>>>
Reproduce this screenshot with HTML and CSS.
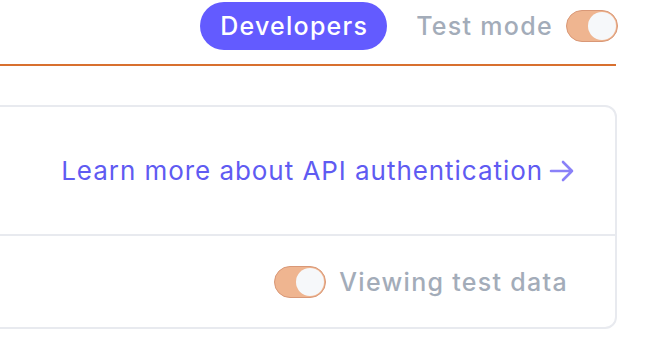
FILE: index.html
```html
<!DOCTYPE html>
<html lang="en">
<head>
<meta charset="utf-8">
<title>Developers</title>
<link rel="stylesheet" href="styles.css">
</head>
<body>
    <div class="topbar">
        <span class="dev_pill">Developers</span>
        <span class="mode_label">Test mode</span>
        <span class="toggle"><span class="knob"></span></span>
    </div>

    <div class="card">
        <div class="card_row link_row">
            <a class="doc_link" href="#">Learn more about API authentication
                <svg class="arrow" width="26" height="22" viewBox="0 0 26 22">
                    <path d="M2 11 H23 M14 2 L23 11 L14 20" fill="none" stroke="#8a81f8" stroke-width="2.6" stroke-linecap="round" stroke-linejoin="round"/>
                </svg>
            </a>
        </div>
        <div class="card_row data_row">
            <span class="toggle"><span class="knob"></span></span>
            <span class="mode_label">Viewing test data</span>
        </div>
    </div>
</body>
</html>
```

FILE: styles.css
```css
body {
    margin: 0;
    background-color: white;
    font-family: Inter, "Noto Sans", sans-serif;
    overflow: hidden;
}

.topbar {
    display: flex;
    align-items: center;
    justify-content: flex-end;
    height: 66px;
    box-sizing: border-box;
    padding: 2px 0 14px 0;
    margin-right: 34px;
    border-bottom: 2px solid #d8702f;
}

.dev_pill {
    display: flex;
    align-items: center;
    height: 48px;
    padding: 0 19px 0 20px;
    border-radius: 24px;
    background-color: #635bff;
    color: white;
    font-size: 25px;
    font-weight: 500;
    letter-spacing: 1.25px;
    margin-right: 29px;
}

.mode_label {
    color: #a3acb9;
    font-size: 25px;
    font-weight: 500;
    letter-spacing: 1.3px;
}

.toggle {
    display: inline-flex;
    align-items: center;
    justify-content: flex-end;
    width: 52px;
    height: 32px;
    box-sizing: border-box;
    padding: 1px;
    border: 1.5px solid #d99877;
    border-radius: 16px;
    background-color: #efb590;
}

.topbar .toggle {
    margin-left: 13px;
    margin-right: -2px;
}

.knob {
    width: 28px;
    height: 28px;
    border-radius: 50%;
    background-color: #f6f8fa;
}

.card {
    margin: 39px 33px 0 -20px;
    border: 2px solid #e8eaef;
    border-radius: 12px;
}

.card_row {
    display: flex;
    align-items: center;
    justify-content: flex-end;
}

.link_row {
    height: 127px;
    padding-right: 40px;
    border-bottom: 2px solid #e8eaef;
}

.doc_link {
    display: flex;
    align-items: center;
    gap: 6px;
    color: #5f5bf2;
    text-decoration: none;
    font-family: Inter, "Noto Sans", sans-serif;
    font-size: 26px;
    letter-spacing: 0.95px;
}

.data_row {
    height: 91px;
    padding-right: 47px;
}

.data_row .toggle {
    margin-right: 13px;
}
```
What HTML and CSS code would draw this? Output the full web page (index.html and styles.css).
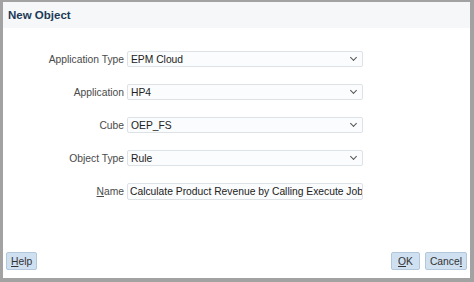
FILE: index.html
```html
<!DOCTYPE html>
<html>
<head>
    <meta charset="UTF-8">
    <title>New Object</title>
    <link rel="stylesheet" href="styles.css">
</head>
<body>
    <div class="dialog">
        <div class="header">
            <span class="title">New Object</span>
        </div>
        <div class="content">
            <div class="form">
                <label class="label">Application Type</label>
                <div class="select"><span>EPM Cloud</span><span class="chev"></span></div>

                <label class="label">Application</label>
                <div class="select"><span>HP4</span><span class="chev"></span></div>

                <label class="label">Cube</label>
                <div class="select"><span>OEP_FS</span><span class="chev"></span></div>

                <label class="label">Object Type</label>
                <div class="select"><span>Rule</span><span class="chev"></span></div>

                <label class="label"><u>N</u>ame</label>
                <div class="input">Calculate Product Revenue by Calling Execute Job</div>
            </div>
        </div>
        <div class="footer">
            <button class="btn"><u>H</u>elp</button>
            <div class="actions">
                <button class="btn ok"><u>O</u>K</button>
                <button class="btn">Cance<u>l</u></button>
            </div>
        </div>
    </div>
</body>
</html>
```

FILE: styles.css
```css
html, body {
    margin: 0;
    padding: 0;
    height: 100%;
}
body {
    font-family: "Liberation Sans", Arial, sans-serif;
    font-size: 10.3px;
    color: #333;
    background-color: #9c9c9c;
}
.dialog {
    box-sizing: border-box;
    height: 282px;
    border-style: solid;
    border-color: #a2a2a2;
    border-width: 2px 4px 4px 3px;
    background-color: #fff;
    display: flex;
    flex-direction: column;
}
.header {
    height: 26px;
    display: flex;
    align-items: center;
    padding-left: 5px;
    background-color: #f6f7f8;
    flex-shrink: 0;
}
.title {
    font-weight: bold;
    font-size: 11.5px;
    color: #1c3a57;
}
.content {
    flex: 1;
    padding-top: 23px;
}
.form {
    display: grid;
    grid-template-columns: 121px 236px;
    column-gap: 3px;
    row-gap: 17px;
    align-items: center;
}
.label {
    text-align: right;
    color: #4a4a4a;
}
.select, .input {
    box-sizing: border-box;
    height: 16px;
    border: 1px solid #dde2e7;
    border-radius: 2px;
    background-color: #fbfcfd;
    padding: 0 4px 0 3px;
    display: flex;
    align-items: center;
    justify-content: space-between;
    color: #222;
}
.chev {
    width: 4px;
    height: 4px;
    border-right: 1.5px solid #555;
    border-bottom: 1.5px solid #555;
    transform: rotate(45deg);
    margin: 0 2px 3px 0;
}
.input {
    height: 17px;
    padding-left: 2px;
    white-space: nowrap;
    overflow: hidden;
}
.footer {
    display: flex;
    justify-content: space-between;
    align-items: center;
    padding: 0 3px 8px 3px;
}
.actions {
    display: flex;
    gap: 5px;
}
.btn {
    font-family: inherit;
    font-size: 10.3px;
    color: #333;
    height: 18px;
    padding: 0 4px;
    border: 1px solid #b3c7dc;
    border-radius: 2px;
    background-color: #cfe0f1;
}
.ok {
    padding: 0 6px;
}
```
<<<
What you are asked to do:
Copy the whole listing above word for word but do not carry over the pictures.

Reply:
Reproduce this screenshot with HTML and CSS.
FILE: index.html
```html
<!DOCTYPE html>
<html lang="en">
<head>
<meta charset="utf-8">
<title>Developers</title>
<link rel="stylesheet" href="styles.css">
</head>
<body>
    <div class="topbar">
        <span class="dev_pill">Developers</span>
        <span class="mode_label">Test mode</span>
        <span class="toggle"><span class="knob"></span></span>
    </div>

    <div class="card">
        <div class="card_row link_row">
            <a class="doc_link" href="#">Learn more about API authentication
                <svg class="arrow" width="26" height="22" viewBox="0 0 26 22">
                    <path d="M2 11 H23 M14 2 L23 11 L14 20" fill="none" stroke="#8a81f8" stroke-width="2.6" stroke-linecap="round" stroke-linejoin="round"/>
                </svg>
            </a>
        </div>
        <div class="card_row data_row">
            <span class="toggle"><span class="knob"></span></span>
            <span class="mode_label">Viewing test data</span>
        </div>
    </div>
</body>
</html>
```

FILE: styles.css
```css
body {
    margin: 0;
    background-color: white;
    font-family: Inter, "Noto Sans", sans-serif;
    overflow: hidden;
}

.topbar {
    display: flex;
    align-items: center;
    justify-content: flex-end;
    height: 66px;
    box-sizing: border-box;
    padding: 2px 0 14px 0;
    margin-right: 34px;
    border-bottom: 2px solid #d8702f;
}

.dev_pill {
    display: flex;
    align-items: center;
    height: 48px;
    padding: 0 19px 0 20px;
    border-radius: 24px;
    background-color: #635bff;
    color: white;
    font-size: 25px;
    font-weight: 500;
    letter-spacing: 1.25px;
    margin-right: 29px;
}

.mode_label {
    color: #a3acb9;
    font-size: 25px;
    font-weight: 500;
    letter-spacing: 1.3px;
}

.toggle {
    display: inline-flex;
    align-items: center;
    justify-content: flex-end;
    width: 52px;
    height: 32px;
    box-sizing: border-box;
    padding: 1px;
    border: 1.5px solid #d99877;
    border-radius: 16px;
    background-color: #efb590;
}

.topbar .toggle {
    margin-left: 13px;
    margin-right: -2px;
}

.knob {
    width: 28px;
    height: 28px;
    border-radius: 50%;
    background-color: #f6f8fa;
}

.card {
    margin: 39px 33px 0 -20px;
    border: 2px solid #e8eaef;
    border-radius: 12px;
}

.card_row {
    display: flex;
    align-items: center;
    justify-content: flex-end;
}

.link_row {
    height: 127px;
    padding-right: 40px;
    border-bottom: 2px solid #e8eaef;
}

.doc_link {
    display: flex;
    align-items: center;
    gap: 6px;
    color: #5f5bf2;
    text-decoration: none;
    font-family: Inter, "Noto Sans", sans-serif;
    font-size: 26px;
    letter-spacing: 0.95px;
}

.data_row {
    height: 91px;
    padding-right: 47px;
}

.data_row .toggle {
    margin-right: 13px;
}
```
What HTML and CSS code would draw this? Output the full web page (index.html and styles.css).
FILE: index.html
```html
<!DOCTYPE html>
<html>
<head>
    <meta charset="UTF-8">
    <title>New Object</title>
    <link rel="stylesheet" href="styles.css">
</head>
<body>
    <div class="dialog">
        <div class="header">
            <span class="title">New Object</span>
        </div>
        <div class="content">
            <div class="form">
                <label class="label">Application Type</label>
                <div class="select"><span>EPM Cloud</span><span class="chev"></span></div>

                <label class="label">Application</label>
                <div class="select"><span>HP4</span><span class="chev"></span></div>

                <label class="label">Cube</label>
                <div class="select"><span>OEP_FS</span><span class="chev"></span></div>

                <label class="label">Object Type</label>
                <div class="select"><span>Rule</span><span class="chev"></span></div>

                <label class="label"><u>N</u>ame</label>
                <div class="input">Calculate Product Revenue by Calling Execute Job</div>
            </div>
        </div>
        <div class="footer">
            <button class="btn"><u>H</u>elp</button>
            <div class="actions">
                <button class="btn ok"><u>O</u>K</button>
                <button class="btn">Cance<u>l</u></button>
            </div>
        </div>
    </div>
</body>
</html>
```

FILE: styles.css
```css
html, body {
    margin: 0;
    padding: 0;
    height: 100%;
}
body {
    font-family: "Liberation Sans", Arial, sans-serif;
    font-size: 10.3px;
    color: #333;
    background-color: #9c9c9c;
}
.dialog {
    box-sizing: border-box;
    height: 282px;
    border-style: solid;
    border-color: #a2a2a2;
    border-width: 2px 4px 4px 3px;
    background-color: #fff;
    display: flex;
    flex-direction: column;
}
.header {
    height: 26px;
    display: flex;
    align-items: center;
    padding-left: 5px;
    background-color: #f6f7f8;
    flex-shrink: 0;
}
.title {
    font-weight: bold;
    font-size: 11.5px;
    color: #1c3a57;
}
.content {
    flex: 1;
    padding-top: 23px;
}
.form {
    display: grid;
    grid-template-columns: 121px 236px;
    column-gap: 3px;
    row-gap: 17px;
    align-items: center;
}
.label {
    text-align: right;
    color: #4a4a4a;
}
.select, .input {
    box-sizing: border-box;
    height: 16px;
    border: 1px solid #dde2e7;
    border-radius: 2px;
    background-color: #fbfcfd;
    padding: 0 4px 0 3px;
    display: flex;
    align-items: center;
    justify-content: space-between;
    color: #222;
}
.chev {
    width: 4px;
    height: 4px;
    border-right: 1.5px solid #555;
    border-bottom: 1.5px solid #555;
    transform: rotate(45deg);
    margin: 0 2px 3px 0;
}
.input {
    height: 17px;
    padding-left: 2px;
    white-space: nowrap;
    overflow: hidden;
}
.footer {
    display: flex;
    justify-content: space-between;
    align-items: center;
    padding: 0 3px 8px 3px;
}
.actions {
    display: flex;
    gap: 5px;
}
.btn {
    font-family: inherit;
    font-size: 10.3px;
    color: #333;
    height: 18px;
    padding: 0 4px;
    border: 1px solid #b3c7dc;
    border-radius: 2px;
    background-color: #cfe0f1;
}
.ok {
    padding: 0 6px;
}
```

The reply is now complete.